China’s Changing Migration Patterns

This week’s Economist includes a map of interprovincial migration in China between 1990 and 2005. Central China—particularly Henan, Hunan, Anhui and Sichuan—saw millions leave for the coastal regions, with Zhejiang, Shanghai and especially Guangdong the most popular destinations.

Kam Wing Chan of the University of Washington has compiled statistics which show that from 1990 to 2005—the most recent period for which reliable statistics are available—there was an overall gross migration across provinces of about 80m migrants (see map). An increasing number also migrate within their own province. All told, some 230m Chinese spend most of the year away from their home town or village. This is almost a third of all people globally estimated by the UN to be migrating within the borders of their own country. Most migrants move in search of work. The number of rural Chinese working away from home is now almost 160m, or 12% of the country’s population.

The effects of this migration include divided families and history’s biggest travel rush every Spring Festival. But factors including rising wages on the coast are now driving many jobs inland, particularly up the navigable Yangtze, offering many the chance to find work closer to home. Also from The Economist:

Jintang county … once enjoyed the dubious honour of being the biggest labour-exporting county in Sichuan province. Poor, deep inland and badly connected with overseas markets, Sichuan had little choice but to encourage its huge, underemployed rural population to find work elsewhere. Officials from counties like Jintang used to tour factory towns near the coast touting the merits of their surplus labour— and trading on the stereotype of the tough and determined Sichuanese ….
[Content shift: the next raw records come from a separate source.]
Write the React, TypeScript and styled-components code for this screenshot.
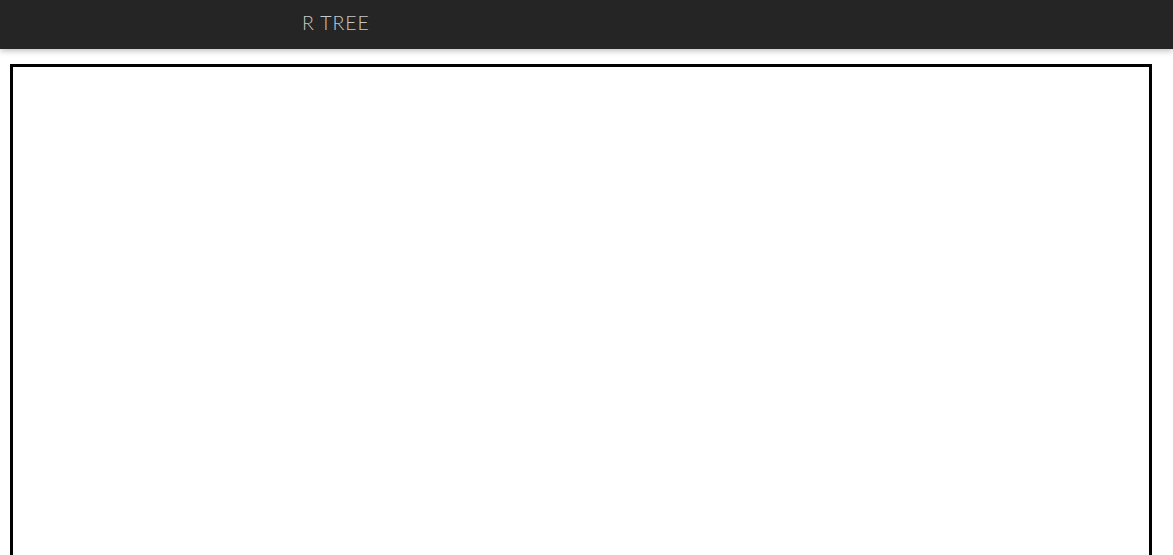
import React from "react";
import styled, { createGlobalStyle } from "styled-components";

const Global = createGlobalStyle`
  html, body { margin: 0; padding: 0; background: #ffffff; overflow: hidden; }
  body { font-family: "Lato", "Open Sans", sans-serif; }
`;

const Header = styled.header`
  height: 49px;
  box-sizing: border-box;
  background: #252525;
  box-shadow: 0 2px 6px rgba(0, 0, 0, 0.25);
  display: flex;
  align-items: center;
  padding: 0 0 3px 302px;
  position: relative;
  z-index: 1;
`;

const Title = styled.h1`
  margin: 0;
  font-family: "Lato", sans-serif;
  font-weight: 300;
  font-size: 19.5px;
  letter-spacing: 0.9px;
  color: #c8c8c8;
  line-height: 1;
`;

const Main = styled.main`
  padding: 15px 0 0 10px;
`;

const Canvas = styled.div`
  width: 1142px;
  height: 600px;
  box-sizing: border-box;
  border: 3px solid #000000;
  background: #ffffff;
`;

export default function App() {
  return (
    <>
      <Global />
      <Header>
        <Title>R TREE</Title>
      </Header>
      <Main>
        <Canvas />
      </Main>
    </>
  );
}
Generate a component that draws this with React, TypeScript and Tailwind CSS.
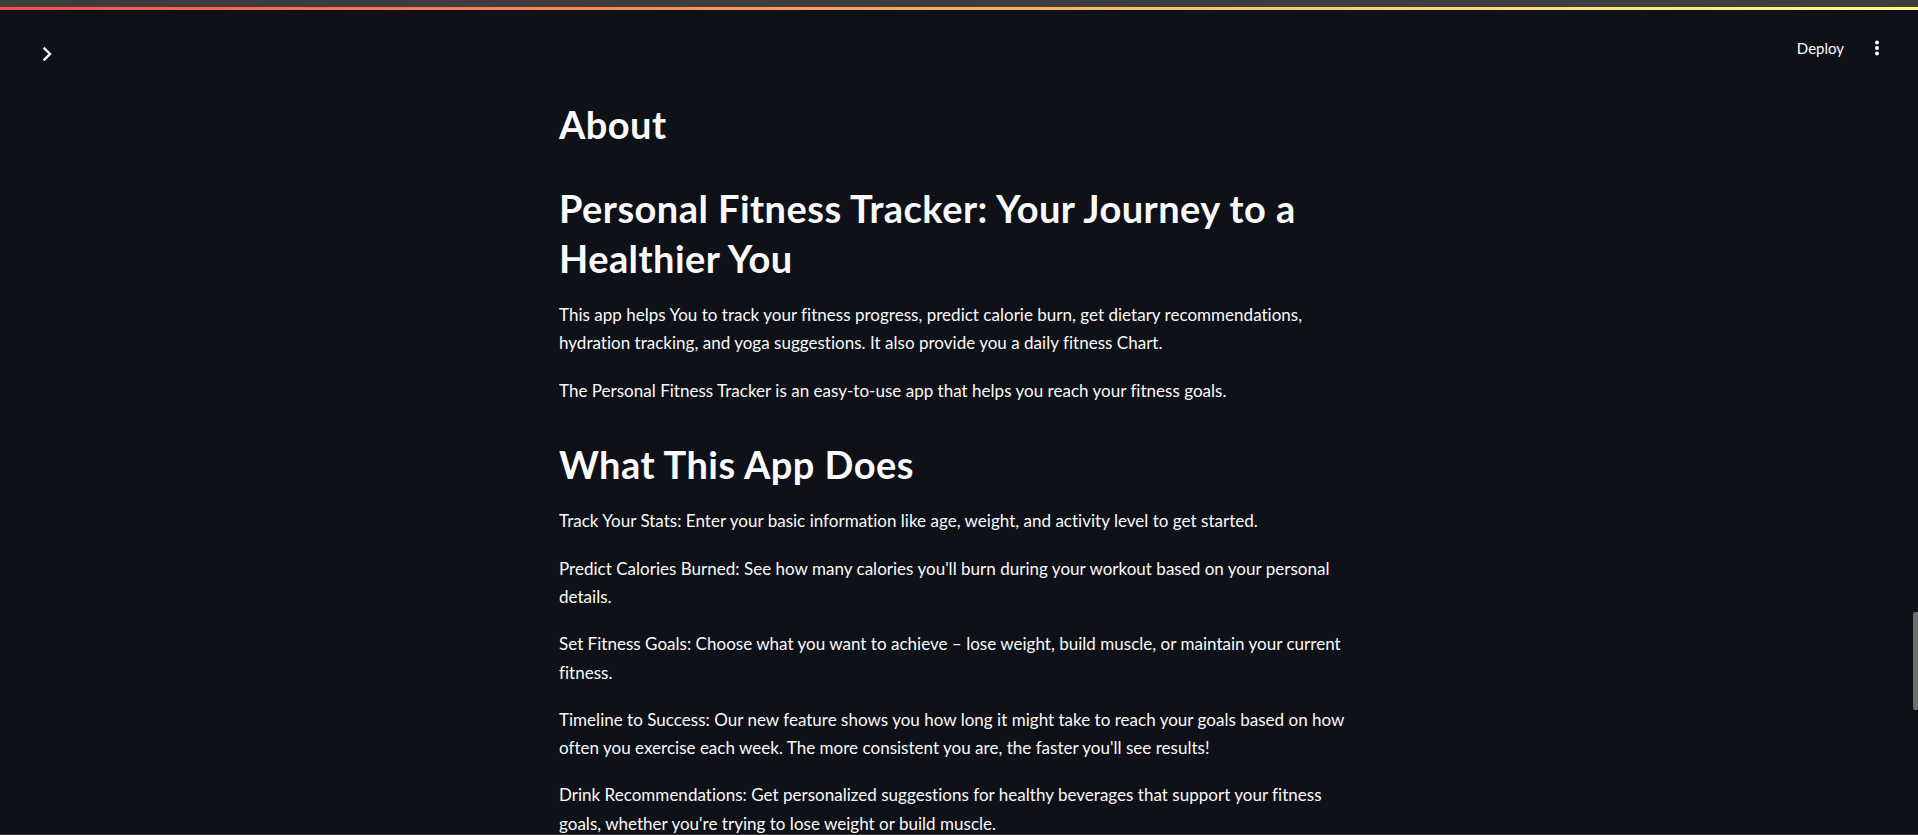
import React from 'react';

const features = [
  'Track Your Stats: Enter your basic information like age, weight, and activity level to get started.',
  "Predict Calories Burned: See how many calories you'll burn during your workout based on your personal details.",
  'Set Fitness Goals: Choose what you want to achieve – lose weight, build muscle, or maintain your current fitness.',
  "Timeline to Success: Our new feature shows you how long it might take to reach your goals based on how often you exercise each week. The more consistent you are, the faster you'll see results!",
  "Drink Recommendations: Get personalized suggestions for healthy beverages that support your fitness goals, whether you're trying to lose weight or build muscle.",
];

function Heading({ children }: { children: React.ReactNode }) {
  return (
    <h2 className="mt-[15px] mb-[18.5px] text-[38px] leading-[50px] font-bold tracking-[0.45px] text-[#fafafa]">
      {children}
    </h2>
  );
}

function Para({ children }: { children: React.ReactNode }) {
  return <p className="mb-[18.8px] text-[17px] leading-[28.4px] tracking-[0.02px] text-[#fafafa]">{children}</p>;
}

export default function App() {
  return (
    <div
      className="relative h-[835px] overflow-hidden bg-[#0e1117] text-[#fafafa]"
      style={{ fontFamily: 'Lato, "Liberation Sans", sans-serif' }}
    >
      {/* browser strip + streamlit decoration */}
      <div className="h-[7px] bg-[#3d3d3d]" />
      <div className="h-[3px] bg-gradient-to-r from-[#ff4b4b] to-[#fffd80]" />

      {/* header */}
      <div className="flex h-[74px] items-start justify-between">
        <button className="ml-[43px] mt-[37px] text-[#fafafa]">
          <svg width="9" height="14" viewBox="0 0 9 14" fill="none">
            <path d="M1.5 1.5 L7 7 L1.5 12.5" stroke="currentColor" strokeWidth="2.4" strokeLinecap="square" />
          </svg>
        </button>
        <div className="mr-[38px] mt-[28px] flex items-center gap-[30px]">
          <span className="text-[15px] leading-[20px]">Deploy</span>
          <svg width="6" height="16" viewBox="0 0 6 16" fill="currentColor">
            <circle cx="3" cy="2.5" r="2" />
            <circle cx="3" cy="8" r="2" />
            <circle cx="3" cy="13.5" r="2" />
          </svg>
        </div>
      </div>

      {/* main */}
      <main className="mx-auto flex w-[800px] flex-col">
        <Heading>About</Heading>
        <Heading>Personal Fitness Tracker: Your Journey to a Healthier You</Heading>
        <Para>
          This app helps You to track your fitness progress, predict calorie burn, get dietary recommendations,
          hydration tracking, and yoga suggestions. It also provide you a daily fitness Chart.
        </Para>
        <Para>The Personal Fitness Tracker is an easy-to-use app that helps you reach your fitness goals.</Para>
        <Heading>What This App Does</Heading>
        {features.map((f) => (
          <Para key={f}>{f}</Para>
        ))}
      </main>

      {/* scrollbar thumb */}
      <div className="absolute right-0 top-[612px] h-[98px] w-[5px] rounded-l-[2px] bg-[#6e6e6e]" />
      <div className="absolute bottom-0 left-0 h-[1px] w-full bg-[#3a3a3a]" />
    </div>
  );
}
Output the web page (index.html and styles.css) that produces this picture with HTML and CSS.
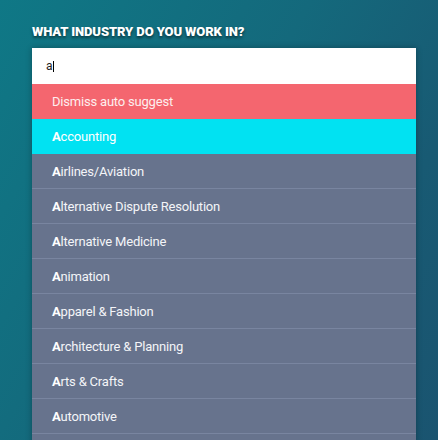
FILE: index.html
```html
<!DOCTYPE html>
<html lang="en">
<head>
<meta charset="utf-8">
<title>Industry</title>
<link rel="stylesheet" href="styles.css">
</head>
<body>
<div class="field">
  <label class="label">What industry do you work in?</label>
  <div class="box">
    <div class="input"><span class="typed">a</span><span class="caret"></span></div>
    <ul class="list">
      <li class="item dismiss">Dismiss auto suggest</li>
      <li class="item active"><b>A</b>ccounting</li>
      <li class="item"><b>A</b>irlines/Aviation</li>
      <li class="item"><b>A</b>lternative Dispute Resolution</li>
      <li class="item"><b>A</b>lternative Medicine</li>
      <li class="item"><b>A</b>nimation</li>
      <li class="item"><b>A</b>pparel &amp; Fashion</li>
      <li class="item"><b>A</b>rchitecture &amp; Planning</li>
      <li class="item"><b>A</b>rts &amp; Crafts</li>
      <li class="item"><b>A</b>utomotive</li>
      <li class="item"></li>
    </ul>
  </div>
</div>
</body>
</html>
```

FILE: styles.css
```css
html, body {
  margin: 0;
  height: 100%;
}
body {
  background: linear-gradient(120deg, #0f7886 0%, #14697c 45%, #185a73 75%, #1a5470 100%);
  font-family: Roboto, "Noto Sans", "Liberation Sans", sans-serif;
  overflow: hidden;
  padding: 24px 22px 0 32px;
  box-sizing: border-box;
}
.field {
  display: flex;
  flex-direction: column;
}
.label {
  display: block;
  color: #ffffff;
  font-weight: 900;
  font-size: 13px;
  line-height: 16px;
  letter-spacing: -0.1px;
  text-transform: uppercase;
  text-shadow: 0 2px 3px rgba(0, 0, 0, 0.55);
  margin-bottom: 8px;
}
.box {
  box-shadow: 0 0 6px rgba(0, 0, 0, 0.3);
}
.input {
  background: #ffffff;
  height: 36px;
  padding-left: 14px;
  display: flex;
  align-items: center;
  font-size: 12px;
  color: #222;
}
.caret {
  display: inline-block;
  width: 1px;
  height: 11px;
  background: #000;
}
.list {
  list-style: none;
  margin: 0;
  padding: 0;
}
.item {
  height: 34px;
  line-height: 35px;
  padding-left: 20px;
  font-size: 13px;
  letter-spacing: -0.2px;
  color: #f4f5f8;
  background: #67738d;
  border-bottom: 1px solid #7985a0;
  white-space: nowrap;
}
.item b {
  font-weight: 700;
  color: #ffffff;
}
.dismiss {
  background: #f4666f;
  color: #fdeeee;
  height: 35px;
  border-bottom: 0;
}
.active {
  background: #01e2f2;
  color: #ffffff;
  height: 35px;
  border-bottom: 0;
}
```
A big change is now coming. Jintang is administered by Sichuan’s capital, Chengdu, which like other inland cities is beginning to boom, thanks to a flood of government investment in recent years and the transfer of some manufacturing away from the coast in search of cheaper land and labour. In Fuxing walls and lampposts are plastered with job advertisements, not for work in distant coastal factories but for positions in and around Chengdu. Some of them offer jobs with Foxconn, a huge Taiwanese firm which makes Apple’s iPads and other computer products at a plant near the city (for pay of more than 2,000 yuan—$320—a month, says one pink poster). Foxconn’s largest factory is in Guangdong, but it opened a huge, modern operation in Chengdu in October 2010, and has talked of expanding to an astonishing 500,000 staff within five years. Chengdu officials have been scrambling to make sure that as many jobs as possible go to locals (who appear undeterred by a number of unexplained suicides at Foxconn’s huge plants in China).